| name | ponytail-audit |
| description | Whole-repo audit for over-engineering. Like ponytail-review, but scans the entire codebase instead of a diff: writes a ranked checklist to plans/AUDIT.md of what to delete, simplify, or replace with stdlib/native equivalents. Use when the user says "audit this codebase", "audit for over-engineering", "what can I delete from this repo", "find bloat", or calls ponytail-audit. One-shot report, does not apply fixes.
|
ponytail-review, repo-wide. Scan the whole tree instead of a diff. Rank
findings biggest cut first. Write output to plans/AUDIT.md as a structured
checklist consumable by ponytail-fix.
Tags
Same as ponytail-review:
delete: dead code, unused flexibility, speculative feature. Replacement: nothing.
stdlib: hand-rolled thing the standard library ships. Name the function.
native: dependency or code doing what the platform already does. Name the feature.

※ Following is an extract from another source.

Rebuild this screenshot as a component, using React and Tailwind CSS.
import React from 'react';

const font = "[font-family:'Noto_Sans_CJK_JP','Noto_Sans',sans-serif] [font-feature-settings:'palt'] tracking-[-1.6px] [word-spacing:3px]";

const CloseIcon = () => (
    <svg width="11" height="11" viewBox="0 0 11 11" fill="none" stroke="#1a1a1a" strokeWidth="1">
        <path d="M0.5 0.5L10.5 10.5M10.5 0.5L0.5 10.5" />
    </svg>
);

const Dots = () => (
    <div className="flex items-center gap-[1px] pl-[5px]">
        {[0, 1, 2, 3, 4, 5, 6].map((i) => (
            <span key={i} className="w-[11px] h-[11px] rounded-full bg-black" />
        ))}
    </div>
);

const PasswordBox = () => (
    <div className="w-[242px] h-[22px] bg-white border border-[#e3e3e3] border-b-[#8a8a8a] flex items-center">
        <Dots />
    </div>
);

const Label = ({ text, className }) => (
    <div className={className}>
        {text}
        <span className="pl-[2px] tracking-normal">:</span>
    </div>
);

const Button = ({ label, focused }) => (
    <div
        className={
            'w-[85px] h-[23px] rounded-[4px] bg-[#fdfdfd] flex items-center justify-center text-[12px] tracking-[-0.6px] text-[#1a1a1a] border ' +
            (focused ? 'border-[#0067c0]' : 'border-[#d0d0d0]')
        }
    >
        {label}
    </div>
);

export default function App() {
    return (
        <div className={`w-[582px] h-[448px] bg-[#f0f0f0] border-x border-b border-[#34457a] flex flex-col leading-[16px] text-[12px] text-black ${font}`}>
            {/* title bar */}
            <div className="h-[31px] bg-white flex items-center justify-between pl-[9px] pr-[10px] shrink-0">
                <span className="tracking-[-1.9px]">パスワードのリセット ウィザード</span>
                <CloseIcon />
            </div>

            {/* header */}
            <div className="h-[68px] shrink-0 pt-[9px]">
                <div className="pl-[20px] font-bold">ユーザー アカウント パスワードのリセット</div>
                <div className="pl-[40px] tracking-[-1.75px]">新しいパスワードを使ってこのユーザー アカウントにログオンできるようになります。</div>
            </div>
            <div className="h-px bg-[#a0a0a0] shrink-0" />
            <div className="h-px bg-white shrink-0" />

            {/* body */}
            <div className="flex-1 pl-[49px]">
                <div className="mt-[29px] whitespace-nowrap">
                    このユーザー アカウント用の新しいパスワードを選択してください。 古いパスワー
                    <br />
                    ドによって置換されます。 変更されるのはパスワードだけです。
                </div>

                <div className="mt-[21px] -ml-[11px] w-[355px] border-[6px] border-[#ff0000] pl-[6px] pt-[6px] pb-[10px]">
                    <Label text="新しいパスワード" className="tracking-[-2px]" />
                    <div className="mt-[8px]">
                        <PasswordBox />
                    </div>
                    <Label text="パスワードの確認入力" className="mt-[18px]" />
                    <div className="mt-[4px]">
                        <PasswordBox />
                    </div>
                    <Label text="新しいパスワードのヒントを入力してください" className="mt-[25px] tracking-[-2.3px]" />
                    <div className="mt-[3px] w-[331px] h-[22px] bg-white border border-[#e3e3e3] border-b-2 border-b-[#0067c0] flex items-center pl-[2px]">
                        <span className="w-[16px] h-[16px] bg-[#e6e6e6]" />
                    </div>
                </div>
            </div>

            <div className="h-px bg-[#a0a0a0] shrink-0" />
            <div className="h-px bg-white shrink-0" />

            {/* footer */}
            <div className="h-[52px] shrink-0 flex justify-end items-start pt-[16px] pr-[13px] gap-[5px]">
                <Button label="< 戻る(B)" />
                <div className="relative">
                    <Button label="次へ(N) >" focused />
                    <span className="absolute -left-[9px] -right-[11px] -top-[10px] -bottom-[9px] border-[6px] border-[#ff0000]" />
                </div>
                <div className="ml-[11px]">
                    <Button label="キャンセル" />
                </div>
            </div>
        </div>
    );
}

yagni: abstraction with one implementation, config nobody sets, layer with one caller.
shrink: same logic, fewer lines. Show the shorter form.
Hunt
Deps the stdlib or platform already ships, single-implementation interfaces,
factories with one product, wrappers that only delegate, files exporting one
thing, dead flags and config, hand-rolled stdlib.
Output
Write findings to plans/AUDIT.md as a ranked checklist. Format each finding
as a markdown checklist item with the tag as a heading:
### `<tag>:` `<one-line summary>`
Description of the finding, including file paths and estimated savings.
- [ ] `path/to/file.go:L<N>` — what to change and why
- [ ] `path/to/other.go:L<N>` — what to change and why
End with:
---
**Net estimate: ~-<N> lines, ~-<M> deps.** All replacements use existing stdlib
or in-repo consolidation. No new dependencies introduced.
If nothing to cut: Lean already. Ship.
Notes
plans/ is gitignored. AUDIT.md is never committed.
- After writing AUDIT.md, invoke
ponytail-fix to work through items.
- Merge into an existing AUDIT.md if one exists: preserve completed (✅)
items and append new findings.
- Scope: over-engineering and complexity only. Correctness bugs, security
holes, and performance are explicitly out of scope. Route them to the
@reviewer subagent instead. Lists findings, applies nothing. One-shot.